Funds may also appoint the depositary bank as their control agent. In this case, the depositary will be entrusted with real-time oversight and reconciliation of transactions.
In this regard, issuers must notify the Commission de Surveillance du Secteur Financier (CSSF) of the appointment of the control agent at least two months prior to the agent’s commencement of activities. The CSSF will verify that the control agent has adequate professional experience, as well as a solid internal governance system, and in particular if it complies with the requirement to have appropriate IT systems.
It results that, with Blockchain IV, the number of intermediaries involved in the operation of a fund may be significantly reduced, operating efficiency further increased, and costs reduced.
This new function presents another advantage for Luxembourg and can allow the country to take a significant place in the DLT ecosystem and attract new talents who are specialized in this area.
C. Unlisted equity securities issued by funds in the scope of the new DLT framework
Since the adoption of Blockchain IV, the concept of securities covers both equity (shares, profit units, subscription rights and units of common funds) as well as debt securities (that qualify as financial instruments and instruments representing public debt) whether they are listed or unlisted. The addition of unlisted equity securities by Blockchain IV is particularly important for investment funds in order to tokenize funds units (i.e., converting funds shares and units into digital tokens that can be traded on a blockchain).

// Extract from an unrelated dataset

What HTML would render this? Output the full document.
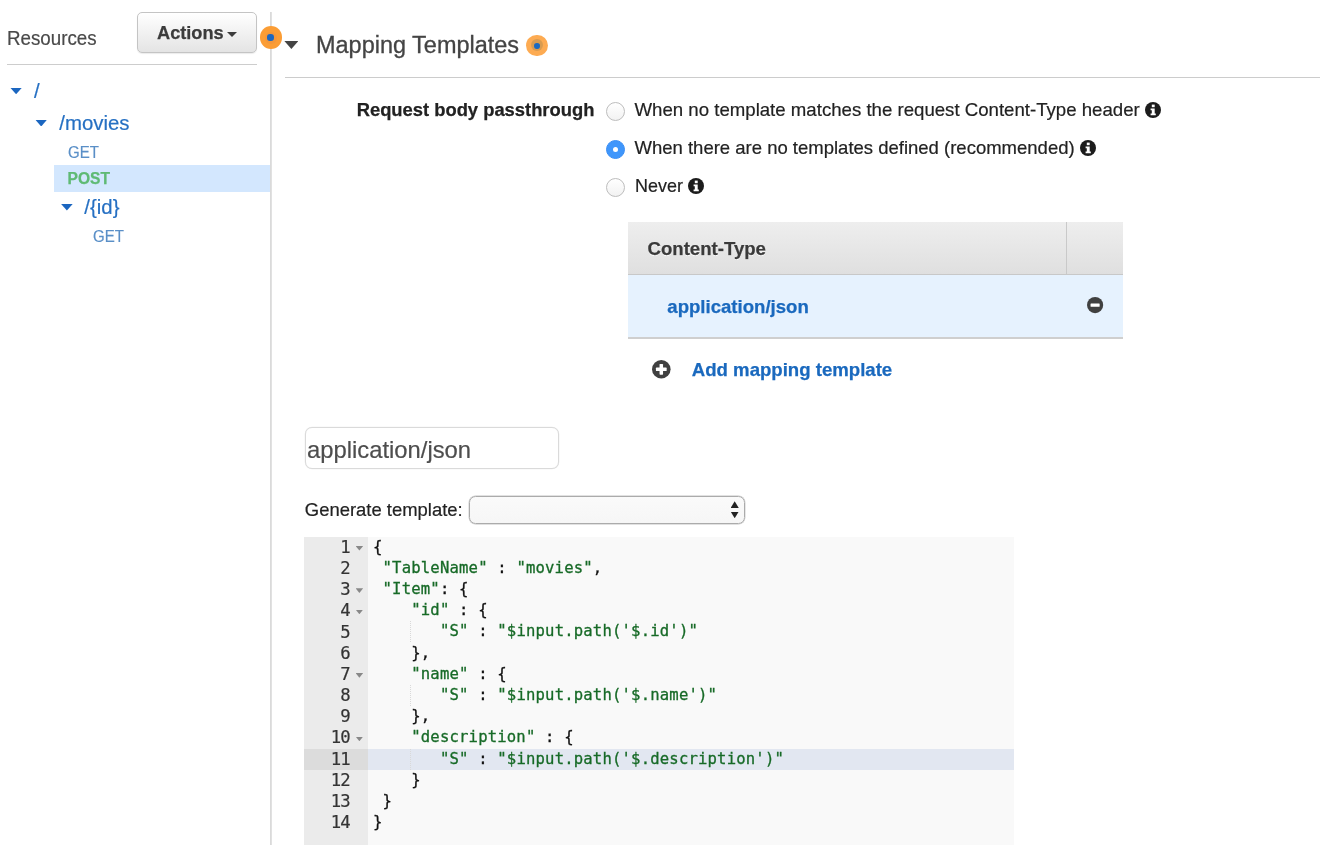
<!DOCTYPE html>
<html lang="en">
<head>
<meta charset="utf-8">
<title>Mapping Templates</title>
<style>
html,body{margin:0;padding:0;background:#fff;}
body{width:1320px;height:845px;position:relative;overflow:hidden;will-change:transform;font-family:"Liberation Sans",Arial,sans-serif;color:#333;}
.t{position:absolute;white-space:pre;transform-origin:0 50%;line-height:1;}
.t{-webkit-text-stroke:.2px;}
.b{font-weight:700;-webkit-text-stroke:.25px;}
.abs{position:absolute;}
.hr{position:absolute;background:#ccc;}
.link{color:#2670c3;}
.b.link{color:#1a69be;}
.get{color:#5a8fc7;}
.tri{position:absolute;}
.dn{clip-path:polygon(0 0,100% 0,50% 100%);}
.up{clip-path:polygon(50% 0,100% 100%,0 100%);}
.dot{position:absolute;border-radius:50%;}
.radio{position:absolute;width:17px;height:17px;border-radius:50%;border:1px solid #bdbdbd;background:linear-gradient(#fff,#f2f2f2);box-sizing:content-box;}
.radio.on{border-color:#3b8ff5;background:#3f96fb;}
.radio.on:after{content:"";position:absolute;left:6px;top:6px;width:5px;height:5px;border-radius:50%;background:#fff;}
svg{position:absolute;overflow:visible;}
/* editor */
#ed{position:absolute;left:304.2px;top:536.5px;width:710.2px;height:308.5px;background:#f9f9f9;font-family:"DejaVu Sans Mono","Liberation Mono",monospace;font-size:15.6px;letter-spacing:.17px;}
#gut{position:absolute;left:0;top:0;width:63.7px;height:308.5px;background:#ebebeb;}
.ln{-webkit-text-stroke:.2px;font-size:17.3px;letter-spacing:-.9px;margin-top:.1px;position:absolute;left:0;width:45.6px;text-align:right;height:21.18px;line-height:21.18px;color:#333;white-space:pre;}
.cl{-webkit-text-stroke:.3px;position:absolute;left:68.8px;height:21.18px;line-height:21.18px;color:#111;white-space:pre;}
.s{color:#176a27;}
.fold{position:absolute;left:51.4px;width:7.6px;height:4.6px;background:#888;clip-path:polygon(0 0,100% 0,50% 100%);}
.ig{position:absolute;width:1px;background:repeating-linear-gradient(#d9d9d9 0 1px,transparent 1px 2px);}
</style>
</head>
<body>

<!-- left panel -->
<span class="t" id="res" style="left:7px;top:28px;font-size:20.3px;color:#4a4a4a;transform:scaleX(.925)">Resources</span>
<div class="abs" id="btn" style="left:137px;top:12px;width:118px;height:39px;border:1px solid #c4c4c4;border-radius:5px;background:linear-gradient(#ffffff,#e4e4e4);box-shadow:0 1px 1px rgba(0,0,0,.08)"></div>
<span class="t b" id="act" style="left:157px;top:24.3px;font-size:18.2px;color:#3c3c3c">Actions</span>
<div class="tri dn" style="left:227px;top:32px;width:10px;height:5px;background:#3c3c3c"></div>
<div class="hr" style="left:7px;top:63.6px;width:250px;height:1.4px;background:#cdcdcd"></div>
<div class="hr" style="left:270px;top:12px;width:2.1px;height:833px;background:linear-gradient(to right,#d7d7d7,#e4e4e4)"></div>

<!-- tree -->
<div class="abs" style="left:54px;top:165.2px;width:216px;height:26.6px;background:#d3e7fe"></div>
<div class="tri dn" style="left:10.3px;top:87.7px;width:11.6px;height:6.6px;background:#1b66c0"></div>
<span class="t link" id="t0" style="left:34px;top:81.3px;font-size:20.4px">/</span>
<div class="tri dn" style="left:35.4px;top:119.8px;width:11.6px;height:6.6px;background:#1b66c0"></div>
<span class="t link" id="t1" style="left:59.3px;top:112.6px;font-size:20.4px">/movies</span>
<span class="t get" id="t2" style="left:67.5px;top:144.8px;font-size:15.8px;transform:scaleX(.95)">GET</span>
<span class="t b" id="t3" style="left:67.5px;top:171px;font-size:15.6px;color:#5fba74">POST</span>
<div class="tri dn" style="left:61.1px;top:204px;width:11.6px;height:6.6px;background:#1b66c0"></div>
<span class="t link" id="t4" style="left:84.3px;top:197.3px;font-size:20.4px">/{id}</span>
<span class="t get" id="t5" style="left:92.5px;top:228.6px;font-size:15.8px;transform:scaleX(.95)">GET</span>

<!-- orange dot on divider -->
<div class="dot" style="left:259.6px;top:26.2px;width:22.3px;height:22.7px;background:#fb9d35"></div>
<div class="dot" style="left:264.9px;top:31.8px;width:11.8px;height:11.8px;background:#f4973a"></div>
<div class="dot" style="left:267.2px;top:34.3px;width:6.9px;height:6.8px;border-radius:45%;background:#1b67c0"></div>

<!-- heading -->
<div class="tri dn" style="left:284.4px;top:41px;width:14px;height:8px;background:#444"></div>
<span class="t" id="head" style="left:316.3px;top:33.6px;font-size:23.1px;color:#444;-webkit-text-stroke:.3px;transform:scaleX(1.016)">Mapping Templates</span>
<div class="dot" style="left:526.3px;top:34.9px;width:21.3px;height:21.2px;background:#fdab52"></div>
<div class="dot" style="left:531px;top:39.3px;width:12px;height:12.2px;background:#d89b50"></div>
<div class="dot" style="left:533.9px;top:42.5px;width:6.2px;height:6.4px;border-radius:45%;background:#1b69c0"></div>
<div class="hr" style="left:284.5px;top:76.5px;width:1036px;height:1.3px"></div>

<!-- passthrough -->
<span class="t b" id="rbp" style="left:356.7px;top:101.3px;font-size:18.38px;color:#222">Request body passthrough</span>
<div class="radio" style="left:606.3px;top:101.8px"></div>
<div class="radio on" style="left:606.3px;top:140px"></div>
<div class="radio" style="left:606.3px;top:178px"></div>
<span class="t" id="r1" style="left:634.5px;top:101px;font-size:18.64px;color:#222">When no template matches the request Content-Type header</span>
<span class="t" id="r2" style="left:634.5px;top:139px;font-size:18.5px;color:#222">When there are no templates defined (recommended)</span>
<span class="t" id="r3" style="left:634.5px;top:177.3px;font-size:18.5px;color:#222;transform:scaleX(.97)">Never</span>

<!-- info icons -->
<svg style="left:1144.8px;top:101.7px" width="16" height="16" viewBox="0 0 16 16"><circle cx="8" cy="8" r="8" fill="#1c1c1c"/><rect x="6.8" y="2.6" width="2.9" height="2.6" fill="#fff"/><path d="M5.6 6.6h4.1v5h1.1v1.7H5.6v-1.7h1.2V8.3H5.6z" fill="#fff"/></svg>
<svg style="left:1079.5px;top:140.2px" width="16" height="16" viewBox="0 0 16 16"><circle cx="8" cy="8" r="8" fill="#1c1c1c"/><rect x="6.8" y="2.6" width="2.9" height="2.6" fill="#fff"/><path d="M5.6 6.6h4.1v5h1.1v1.7H5.6v-1.7h1.2V8.3H5.6z" fill="#fff"/></svg>
<svg style="left:688.2px;top:177.9px" width="16" height="16" viewBox="0 0 16 16"><circle cx="8" cy="8" r="8" fill="#1c1c1c"/><rect x="6.8" y="2.6" width="2.9" height="2.6" fill="#fff"/><path d="M5.6 6.6h4.1v5h1.1v1.7H5.6v-1.7h1.2V8.3H5.6z" fill="#fff"/></svg>

<!-- table -->
<div class="abs" style="left:627.7px;top:222px;width:495px;height:52.5px;background:linear-gradient(#eeeeee,#dfdfdf)"></div>
<div class="hr" style="left:1066.3px;top:222px;width:1px;height:52.5px;background:#c9c9c9"></div>
<div class="abs" style="left:627.7px;top:275.3px;width:495px;height:61.8px;background:#e6f2fe"></div>
<div class="hr" style="left:627.7px;top:274.3px;width:495px;height:1px;background:#c8c8c8"></div>
<div class="hr" style="left:627.7px;top:337px;width:495px;height:1.6px;background:#cfcfcf"></div>
<span class="t b" id="ct" style="left:647.5px;top:239.6px;font-size:18.6px;color:#3a3a3a;text-shadow:0 1px 0 #fff">Content-Type</span>
<span class="t b link" id="aj" style="left:667.3px;top:298px;font-size:18.6px">application/json</span>
<svg style="left:1086.7px;top:297.4px" width="16.2" height="16.2" viewBox="0 0 16 16"><circle cx="8" cy="8" r="8" fill="#404040"/><rect x="3.5" y="6.4" width="9" height="3.2" rx=".5" fill="#fff"/></svg>
<svg style="left:652.4px;top:360px" width="18.6" height="18.6" viewBox="0 0 18 18"><circle cx="9" cy="9" r="9" fill="#404040"/><rect x="3.8" y="7.3" width="10.4" height="3.4" rx=".6" fill="#fff"/><rect x="7.3" y="3.8" width="3.4" height="10.4" rx=".6" fill="#fff"/></svg>
<span class="t b link" id="amt" style="left:691.8px;top:360.7px;font-size:18.6px">Add mapping template</span>

<!-- input -->
<div class="abs" style="left:304.7px;top:427.3px;width:252.2px;height:39.8px;border:1px solid #dadada;box-shadow:0 0 0 .3px #ececec;border-radius:7px;background:#fff"></div>
<span class="t" id="inp" style="left:307px;top:437.6px;font-size:23.8px;color:#4d4d4d">application/json</span>

<!-- generate template -->
<span class="t" id="gen" style="left:304.8px;top:501px;font-size:18.45px;color:#222">Generate template:</span>
<div class="abs" style="left:468.8px;top:496px;width:274.5px;height:25.7px;border:1px solid #ababab;box-shadow:0 0 0 .4px #c4c4c4;border-radius:6.5px;background:linear-gradient(#fafafa,#f6f6f6)"></div>
<div class="tri up" style="left:730.6px;top:501.3px;width:8.2px;height:6.8px;background:#222"></div>
<div class="tri dn" style="left:730.6px;top:511.6px;width:8.2px;height:6.6px;background:#222"></div>

<!-- editor -->
<div id="ed">
  <div id="gut"></div>
  <div class="abs" style="left:0;top:212px;width:63.7px;height:21.2px;background:#dcdcdc"></div>
  <div class="abs" style="left:63.7px;top:212px;width:646.5px;height:21.2px;background:#e2e7f1"></div>
  <div id="lines">
  <div class="ln" style="top:0.20px">1</div>
  <div class="fold" style="top:9.50px"></div>
  <div class="cl" style="top:0.20px">{</div>
  <div class="ln" style="top:21.38px">2</div>
  <div class="cl" style="top:21.38px"> <span class="s">"TableName"</span> : <span class="s">"movies"</span>,</div>
  <div class="ln" style="top:42.56px">3</div>
  <div class="fold" style="top:51.86px"></div>
  <div class="cl" style="top:42.56px"> <span class="s">"Item"</span>: {</div>
  <div class="ln" style="top:63.74px">4</div>
  <div class="fold" style="top:73.04px"></div>
  <div class="cl" style="top:63.74px">    <span class="s">"id"</span> : {</div>
  <div class="ln" style="top:84.92px">5</div>
  <div class="cl" style="top:84.92px">       <span class="s">"S"</span> : <span class="s">"$input.path('$.id')"</span></div>
  <div class="ig" style="left:106.2px;top:84.92px;height:21.18px"></div>
  <div class="ln" style="top:106.10px">6</div>
  <div class="cl" style="top:106.10px">    },</div>
  <div class="ln" style="top:127.28px">7</div>
  <div class="fold" style="top:136.58px"></div>
  <div class="cl" style="top:127.28px">    <span class="s">"name"</span> : {</div>
  <div class="ln" style="top:148.46px">8</div>
  <div class="cl" style="top:148.46px">       <span class="s">"S"</span> : <span class="s">"$input.path('$.name')"</span></div>
  <div class="ig" style="left:106.2px;top:148.46px;height:21.18px"></div>
  <div class="ln" style="top:169.64px">9</div>
  <div class="cl" style="top:169.64px">    },</div>
  <div class="ln" style="top:190.82px">10</div>
  <div class="fold" style="top:200.12px"></div>
  <div class="cl" style="top:190.82px">    <span class="s">"description"</span> : {</div>
  <div class="ln" style="top:212.00px">11</div>
  <div class="cl" style="top:212.00px">       <span class="s">"S"</span> : <span class="s">"$input.path('$.description')"</span></div>
  <div class="ig" style="left:106.2px;top:212.00px;height:21.18px"></div>
  <div class="ln" style="top:233.18px">12</div>
  <div class="cl" style="top:233.18px">    }</div>
  <div class="ln" style="top:254.36px">13</div>
  <div class="cl" style="top:254.36px"> }</div>
  <div class="ln" style="top:275.54px">14</div>
  <div class="cl" style="top:275.54px">}</div>
  </div>
</div>

</body>
</html>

In this regard, Blockchain IV authorizes the digital management of unlisted equity securities issued by funds. This expansion strengthens Luxembourg’s ability to attract investors interested in the increased liquidity and accessibility provided by tokenized instruments. For fund managers, tokenization offers a new avenue for raising capital.
D. The use of DLT in light of the regulatory requirements applicable to funds
In addition to reducing the number of intermediaries, the use of DLT ensures adequate regulatory oversight.

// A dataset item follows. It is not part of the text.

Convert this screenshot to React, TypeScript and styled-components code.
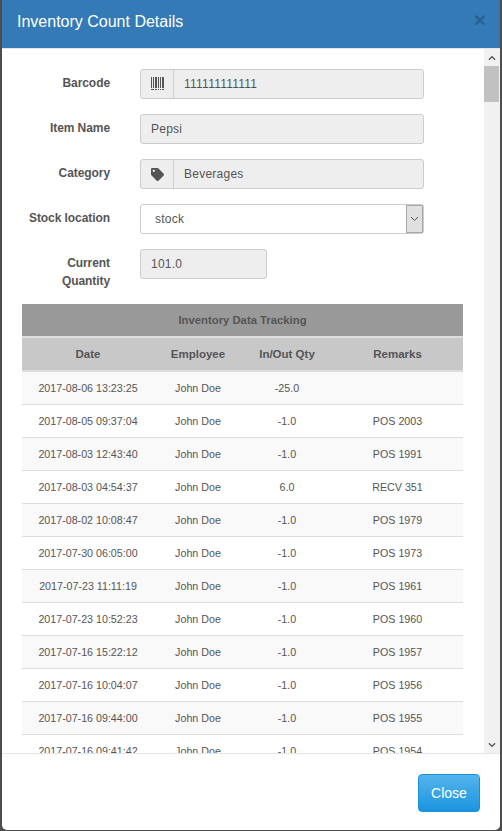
import styled, { createGlobalStyle } from "styled-components"
import { FaTag, FaChevronUp, FaChevronDown } from "react-icons/fa"

const GlobalStyle = createGlobalStyle`
    html, body {
        margin: 0;
        padding: 0;
        height: 100%;
        overflow: hidden;
        background-color: #4d4d4d;
    }

    #root {
        height: 100%;
    }
`;

const Modal = styled.div`
    box-sizing: border-box;
    width: 498px;
    height: 830px;
    margin-left: 2px;
    background-color: white;
    border-radius: 0 0 5px 5px;
    display: flex;
    flex-direction: column;
    overflow: hidden;
    font-family: "Liberation Sans", Arial, sans-serif;
    color: #555;
`;

const Header = styled.div`
    height: 49px;
    flex-shrink: 0;
    background-color: #337ab7;
    display: flex;
    align-items: center;
    justify-content: space-between;
    padding: 0 15px 5px;
    border-bottom: 1px solid #e5e5e5;
    box-sizing: border-box;
`;

const Title = styled.h4`
    margin: 0;
    font-size: 16px;
    font-weight: normal;
    color: white;
`;

const CloseX = styled.span`
    font-size: 21px;
    font-weight: bold;
    line-height: 1;
    color: #000;
    opacity: 0.2;
    margin-top: -5px;
    margin-right: -1px;
`;

const Body = styled.div`
    flex: 1;
    min-height: 0;
    display: flex;
    overflow: hidden;
`;

const Content = styled.div`
    flex: 1;
    min-width: 0;
    padding: 20px 20px 0 20px;
    overflow: hidden;
`;

const Row = styled.div`
    display: flex;
    margin-bottom: 15px;
`;

const Label = styled.label`
    width: 88px;
    flex-shrink: 0;
    margin-right: 30px;
    padding-top: 5px;
    font-size: 12px;
    font-weight: bold;
    line-height: 18px;
    letter-spacing: -0.07px;
    text-align: right;
    color: #555;
`;

const Field = styled.div<{ $narrow?: boolean }>`
    box-sizing: border-box;
    width: ${props => props.$narrow ? '127px' : '284px'};
    height: 30px;
    display: flex;
    align-items: center;
    background-color: #eee;
    border: 1px solid #ccc;
    border-radius: 3px;
    font-size: 12px;
    letter-spacing: 0.25px;
    color: #555;
`;

const Addon = styled.span`
    box-sizing: border-box;
    width: 33px;
    height: 100%;
    flex-shrink: 0;
    display: flex;
    align-items: center;
    justify-content: center;
    border-right: 1px solid #ccc;
    font-size: 13px;
    color: #555;
`;

const FieldText = styled.span`
    padding-left: 10px;
`;

const SelectBox = styled(Field)`
    background-color: white;
    justify-content: space-between;
    padding-left: 14px;
    align-items: stretch;
    line-height: 28px;
`;

const SelectArrow = styled.span`
    box-sizing: border-box;
    width: 17px;
    display: flex;
    align-items: center;
    justify-content: center;
    background-color: #e0e0e0;
    border: 1px solid #a8a8a8;
    color: #555;
`;

const Table = styled.table`
    width: 441px;
    margin-top: -1px;
    border-collapse: collapse;
    table-layout: fixed;
    font-size: 10.7px;
    color: #555;
`;

const Column = styled.col<{ $width: number }>`
    width: ${props => props.$width}px;
`;

const TitleCell = styled.th`
    height: 32px;
    padding: 0;
    background-color: #999;
    border-bottom: 2px solid #ddd;
    font-size: 11.3px;
    font-weight: bold;
    color: #555;
`;

const HeadCell = styled.th`
    height: 32px;
    padding: 0;
    background-color: #c8c8c8;
    border-bottom: 2px solid #ddd;
    font-size: 11.5px;
    font-weight: bold;
    color: #555;
`;

const DataRow = styled.tr<{ $striped: boolean }>`
    background-color: ${props => props.$striped ? '#f9f9f9' : 'white'};
    border-bottom: 1px solid #ddd;
`;

const DataCell = styled.td`
    height: 32px;
    padding: 0;
    text-align: center;
    white-space: nowrap;
`;

const Scrollbar = styled.div`
    width: 16px;
    flex-shrink: 0;
    display: flex;
    flex-direction: column;
    background-color: #f1f1f1;
`;

const ScrollButton = styled.div`
    width: 15px;
    height: 17px;
    display: flex;
    align-items: center;
    justify-content: center;
    color: #505050;
    font-size: 8px;
`;

const ScrollThumb = styled.div`
    width: 15px;
    height: 36px;
    background-color: #c1c1c1;
`;

const ScrollTrack = styled.div`
    flex: 1;
`;

const Footer = styled.div`
    height: 77px;
    flex-shrink: 0;
    box-sizing: border-box;
    border-top: 1px solid #e5e5e5;
    display: flex;
    align-items: flex-start;
    justify-content: flex-end;
    padding: 20px 20px 0 0;
`;

const CloseButton = styled.button`
    width: 62px;
    height: 38px;
    padding: 0;
    border: 1px solid #1b8fd8;
    border-radius: 4px;
    background: linear-gradient(#54b4eb, #1b95e0);
    color: white;
    font-family: inherit;
    font-size: 14px;
`;

const BarcodeIcon = () => (
    <svg width="13" height="14" viewBox="0 0 13 14" fill="currentColor">
        <rect x="0" y="0" width="1" height="11" />
        <rect x="2" y="0" width="1" height="11" />
        <rect x="4" y="0" width="2" height="11" />
        <rect x="7" y="0" width="1" height="11" />
        <rect x="9" y="0" width="1" height="11" />
        <rect x="11" y="0" width="2" height="11" />
        <rect x="0" y="12" width="3" height="1" />
        <rect x="4" y="12" width="2" height="1" />
        <rect x="7" y="12" width="1" height="1" />
        <rect x="9" y="12" width="1" height="1" />
        <rect x="11" y="12" width="2" height="1" />
    </svg>
)

const ArrowIcon = () => (
    <svg width="9" height="6" viewBox="0 0 9 6" fill="none" stroke="currentColor" strokeWidth="1">
        <path d="M1 1l3.5 3.5L8 1" />
    </svg>
)

const rows = [
    ["2017-08-06 13:23:25", "-25.0", ""],
    ["2017-08-05 09:37:04", "-1.0", "POS 2003"],
    ["2017-08-03 12:43:40", "-1.0", "POS 1991"],
    ["2017-08-03 04:54:37", "6.0", "RECV 351"],
    ["2017-08-02 10:08:47", "-1.0", "POS 1979"],
    ["2017-07-30 06:05:00", "-1.0", "POS 1973"],
    ["2017-07-23 11:11:19", "-1.0", "POS 1961"],
    ["2017-07-23 10:52:23", "-1.0", "POS 1960"],
    ["2017-07-16 15:22:12", "-1.0", "POS 1957"],
    ["2017-07-16 10:04:07", "-1.0", "POS 1956"],
    ["2017-07-16 09:44:00", "-1.0", "POS 1955"],
    ["2017-07-16 09:41:42", "-1.0", "POS 1954"],
]

const App = () => {
    return (
        <>
            <GlobalStyle />
            <Modal>
                <Header>
                    <Title>Inventory Count Details</Title>
                    <CloseX>×</CloseX>
                </Header>

                <Body>
                    <Content>
                        <Row>
                            <Label>Barcode</Label>
                            <Field>
                                <Addon><BarcodeIcon /></Addon>
                                <FieldText>111111111111</FieldText>
                            </Field>
                        </Row>

                        <Row>
                            <Label>Item Name</Label>
                            <Field><FieldText>Pepsi</FieldText></Field>
                        </Row>

                        <Row>
                            <Label>Category</Label>
                            <Field>
                                <Addon><FaTag /></Addon>
                                <FieldText>Beverages</FieldText>
                            </Field>
                        </Row>

                        <Row>
                            <Label>Stock location</Label>
                            <SelectBox>
                                stock
                                <SelectArrow><ArrowIcon /></SelectArrow>
                            </SelectBox>
                        </Row>

                        <Row>
                            <Label>Current Quantity</Label>
                            <Field $narrow><FieldText>101.0</FieldText></Field>
                        </Row>

                        <Table>
                            <colgroup>
                                <Column $width={132} />
                                <Column $width={88} />
                                <Column $width={90} />
                                <Column $width={131} />
                            </colgroup>
                            <thead>
                                <tr><TitleCell colSpan={4}>Inventory Data Tracking</TitleCell></tr>
                                <tr>
                                    <HeadCell>Date</HeadCell>
                                    <HeadCell>Employee</HeadCell>
                                    <HeadCell>In/Out Qty</HeadCell>
                                    <HeadCell>Remarks</HeadCell>
                                </tr>
                            </thead>
                            <tbody>
                                {rows.map((row, i) => (
                                    <DataRow key={row[0]} $striped={i % 2 === 0}>
                                        <DataCell>{row[0]}</DataCell>
                                        <DataCell>John Doe</DataCell>
                                        <DataCell>{row[1]}</DataCell>
                                        <DataCell>{row[2]}</DataCell>
                                    </DataRow>
                                ))}
                            </tbody>
                        </Table>
                    </Content>

                    <Scrollbar>
                        <ScrollButton><FaChevronUp /></ScrollButton>
                        <ScrollThumb />
                        <ScrollTrack />
                        <ScrollButton><FaChevronDown /></ScrollButton>
                    </Scrollbar>
                </Body>

                <Footer>
                    <CloseButton>Close</CloseButton>
                </Footer>
            </Modal>
        </>
    )
}

export default App;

On one hand, it facilitates the AML/KYC checks both for the professionals subject to the AML/CFT obligations as well as customers (including investors) required to be identified. Customer identification checks can be performed by authorized entities (such as control agents) and the verified customers’ digital identity can be shared with other professionals thereby avoiding duplication of data collection and verification efforts. Indeed, the transparent and immutable nature of blockchain’s decentralized ledgers empowers fund managers, control agents and regulators to access real-time transaction data, thereby ensuring adherence to regulatory requirements. This reduces the risk of non-compliance and enhances the overall integrity of the financial system.
On the other hand, it allows to verify the regulatory status of investors either directly by the control agent or via the use of distribution platforms. The investor will again be authenticated though cryptographic means when subscribing for tokenized fund shares.
The new regulation also simplifies payment processes within the DLT framework, particularly for settling financial obligations such as dividends and interest. Through smart contracts, payments can be made immediately and without intermediaries after the transfer of the relevant amounts, automating otherwise lengthy and complex processes.
[1] Law of 6 April 2013 on dematerialized securities.
[2] Law of 1 March 2019 amending the law of 1 August. 2001 on the circulation of securities.
[3] Law of 22 January 2021 amending both the law of 5 April 1993 on the financial sector and the law of 6 April 2013.
[4] Law of 15 March 2023, implementing the EU Regulation 2022/858 on a pilot regime for market infrastructures based on DLT, amending law of 5 April 1993, law of 5 August 2005 on financial collateral arrangements and law of 30 May 2008 relating to markets in financial instruments.